The CBOE's foray into the credit-default market has taken a somewhat different tack. It is awaiting approval to offer baskets of credit-default options, along the lines of the futures products. Currently, however, it is offering options contracts on the five individual names, enabling investors to hedge or trade against widening or narrowing spreads on CDS referencing those companies' credits.
Besides the unfortunate product-launch timing and the usual lag before market participants grow accustomed to new futures and options products, translating complex OTC products into transparent exchange-trade vehicles may face a longer-term hurdle: Some market participants want the complexity of the OTC markets.

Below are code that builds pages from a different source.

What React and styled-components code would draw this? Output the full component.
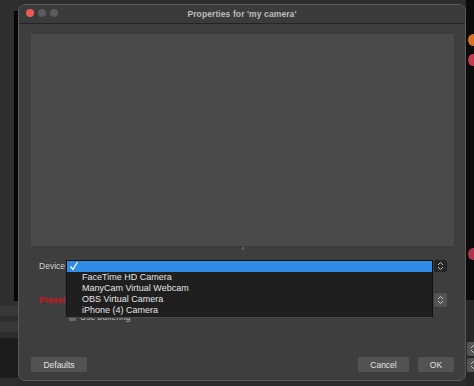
import React from 'react'
import styled, { createGlobalStyle } from 'styled-components'

const GlobalStyle = createGlobalStyle`
  html, body {
    margin: 0;
    padding: 0;
    background: #2c2c2c;
    font-family: "Liberation Sans", Arial, sans-serif;
  }
`

const devices = [
  'FaceTime HD Camera',
  'ManyCam Virtual Webcam',
  'OBS Virtual Camera',
  'iPhone (4) Camera',
]

function Stepper({ dark }) {
  return (
    <StepBox dark={dark}>
      <svg width="7" height="10" viewBox="0 0 7 10">
        <path d="M1 4 L3.5 1.5 L6 4 M1 6 L3.5 8.5 L6 6" fill="none" stroke="#c8c8c8" strokeWidth="1" />
      </svg>
    </StepBox>
  )
}

function App() {
  return (
    <>
      <GlobalStyle />
      <Screen>
        <LeftGutter>
          <BlackStripe />
          <Stripes>
            <span />
            <span />
            <span />
          </Stripes>
        </LeftGutter>

        <Window>
          <TitleBar>
            <Lights>
              <Light color="#ec5a55" />
              <Light color="#5b5b5b" />
              <Light color="#5b5b5b" />
            </Lights>
            <Title>Properties for 'my camera'</Title>
          </TitleBar>

          <Body>
            <Preview />
            <Handle />

            <Form>
              <Row>
                <Label>Device</Label>
                <SelectWrap>
                  <Selected>
                    <svg width="10" height="10" viewBox="0 0 10 10">
                      <path d="M1.5 5.5 L4 8.5 L8.5 1" fill="none" stroke="#fff" strokeWidth="1.3" />
                    </svg>
                  </Selected>
                  <Popup>
                    {devices.map((d) => (
                      <Item key={d}>{d}</Item>
                    ))}
                  </Popup>
                </SelectWrap>
                <Stepper dark />
              </Row>

              <Row gap={21}>
                <Label red>Preset</Label>
                <GreySelect />
                <Stepper />
              </Row>

              <CheckRow>
                <Box />
                <span>Use buffering</span>
              </CheckRow>
            </Form>

            <Footer>
              <Button w={56}>Defaults</Button>
              <Spacer />
              <Button w={51}>Cancel</Button>
              <Button w={36}>OK</Button>
            </Footer>
          </Body>
        </Window>

        <RightGutter>
          <Blob color="#e0701f" top={34} />
          <Blob color="#c83a4e" top={54} />
          <Blob color="#b3304a" top={248} />
          <BottomGlyphs>
            <Stepper />
            <Stepper />
          </BottomGlyphs>
        </RightGutter>
      </Screen>
    </>
  )
}

export default App

const Screen = styled.div`
  display: flex;
  width: 474px;
  height: 386px;
  overflow: hidden;
  background: #2c2c2c;
`

const LeftGutter = styled.div`
  position: relative;
  width: 18px;
  flex-shrink: 0;
  background: #2e2e2e;
`

const BlackStripe = styled.div`
  position: absolute;
  left: 14px;
  top: 11px;
  width: 4px;
  height: 290px;
  background: #050505;
`

const Stripes = styled.div`
  position: absolute;
  left: 0;
  top: 306px;
  width: 18px;
  display: flex;
  flex-direction: column;
  gap: 6px;

  span {
    display: block;
    height: 10px;
    background: #383838;
  }
  span:last-child {
    background: #1c1c1c;
    height: 40px;
  }
`

const Window = styled.div`
  position: relative;
  z-index: 1;
  margin-top: 4px;
  width: 448px;
  height: 377px;
  flex-shrink: 0;
  display: flex;
  flex-direction: column;
  background: #3e3e3e;
  border: 1px solid #5a5a5a;
  border-radius: 7px;
  box-sizing: border-box;
  overflow: hidden;
`

const TitleBar = styled.div`
  position: relative;
  height: 18px;
  display: flex;
  align-items: center;
  justify-content: center;
  background: #3b3b3b;
  border-bottom: 1px solid #232323;
  flex-shrink: 0;
`

const Lights = styled.div`
  position: absolute;
  left: 7px;
  top: 4px;
  display: flex;
  gap: 4px;
`

const Light = styled.span`
  width: 8px;
  height: 8px;
  border-radius: 50%;
  background: ${(p) => p.color};
`

const Title = styled.div`
  color: #bdbdbd;
  font-size: 8.5px;
  font-weight: bold;
  letter-spacing: 0.1px;
`

const Body = styled.div`
  flex: 1;
  display: flex;
  flex-direction: column;
  padding: 10px 11px 8px 12px;
`

const Preview = styled.div`
  height: 212px;
  background: #4a4a4a;
`

const Handle = styled.div`
  align-self: center;
  width: 2px;
  height: 3px;
  margin-top: 1px;
  background: #5e5e5e;
`

const Form = styled.div`
  display: flex;
  flex-direction: column;
  margin-top: 9px;
`

const Row = styled.div`
  display: flex;
  align-items: center;
  height: 13px;
  margin-top: ${(p) => (p.gap ? p.gap + 'px' : '0')};
`

const Label = styled.div`
  width: 34px;
  padding-right: 1px;
  text-align: right;
  font-size: 8.5px;
  color: ${(p) => (p.red ? '#d5121c' : '#d0d0d0')};
  font-weight: ${(p) => (p.red ? 'bold' : 'normal')};
`

const SelectWrap = styled.div`
  position: relative;
  z-index: 2;
  width: 367px;
  height: 12px;
`

const Selected = styled.div`
  height: 12px;
  display: flex;
  align-items: center;
  padding-left: 2px;
  background: #2f8be3;
  border: 1px solid #121212;
  border-bottom: none;
  box-sizing: border-box;
`

const Popup = styled.div`
  position: absolute;
  left: 0;
  top: 12px;
  width: 100%;
  height: 46px;
  box-sizing: border-box;
  padding: 0 0 0 15px;
  background: #1f1f1f;
  border: 1px solid #121212;
  border-top: none;
  border-bottom-color: #4a4a4a;
  display: flex;
  flex-direction: column;
  justify-content: center;
`

const Item = styled.div`
  height: 11.2px;
  line-height: 11.2px;
  font-size: 9px;
  color: #e4e4e4;
`

const GreySelect = styled.div`
  width: 367px;
  height: 13px;
`

const StepBox = styled.div`
  width: 13px;
  height: ${(p) => (p.dark ? '12px' : '14px')};
  margin-left: 1px;
  display: flex;
  align-items: center;
  justify-content: center;
  background: ${(p) => (p.dark ? '#262626' : '#545454')};
  border-radius: 2px;
`

const CheckRow = styled.div`
  display: flex;
  align-items: center;
  gap: 4px;
  margin-top: 6px;
  margin-left: 38px;
  font-size: 8.5px;
  color: #bdbdbd;
`

const Box = styled.span`
  width: 7px;
  height: 7px;
  background: #6a6a6a;
  border-radius: 1px;
`

const Footer = styled.div`
  display: flex;
  align-items: center;
  gap: 9px;
  margin-top: auto;
`

const Spacer = styled.div`
  flex: 1;
`

const Button = styled.div`
  width: ${(p) => p.w}px;
  height: 15px;
  display: flex;
  align-items: center;
  justify-content: center;
  background: #535353;
  border-radius: 2px;
  font-size: 8.5px;
  color: #e2e2e2;
`

const RightGutter = styled.div`
  position: relative;
  flex: 1;
  background: #0b0b0b;
`

const Blob = styled.span`
  position: absolute;
  left: 2px;
  top: ${(p) => p.top}px;
  width: 10px;
  height: 12px;
  border-radius: 50%;
  background: ${(p) => p.color};
`

const BottomGlyphs = styled.div`
  position: absolute;
  left: 0;
  right: 0;
  top: 300px;
  bottom: 0;
  padding-top: 42px;
  background: #262626;
  display: flex;
  flex-direction: column;
  gap: 2px;
`
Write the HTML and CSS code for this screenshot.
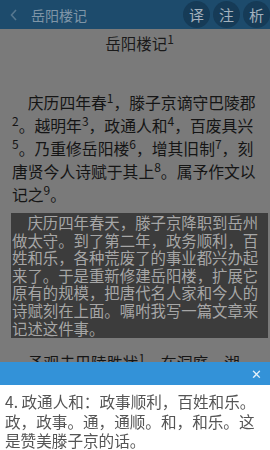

At the top of the list of OTC fans are probably today's major dealers, since they can charge a premium for their services and are unlikely to opt for a fraction of the spread revenue by making markets on an exchange. Although the CBOE already had a brokerage lined up to make a market in its credit-default product by the product-launch announcement in early June, the exchanges were still seeking market makers last week. In addition, CDS can be tailored to meet protection sellers' and buyers' specific needs, something that can't be done with an exchange-traded product.
"If I'm used to trading apples with my 12 dealer friends, why would I trade oranges on an exchange where there's no liquidity?" one manager of a credit-investing hedge fund said.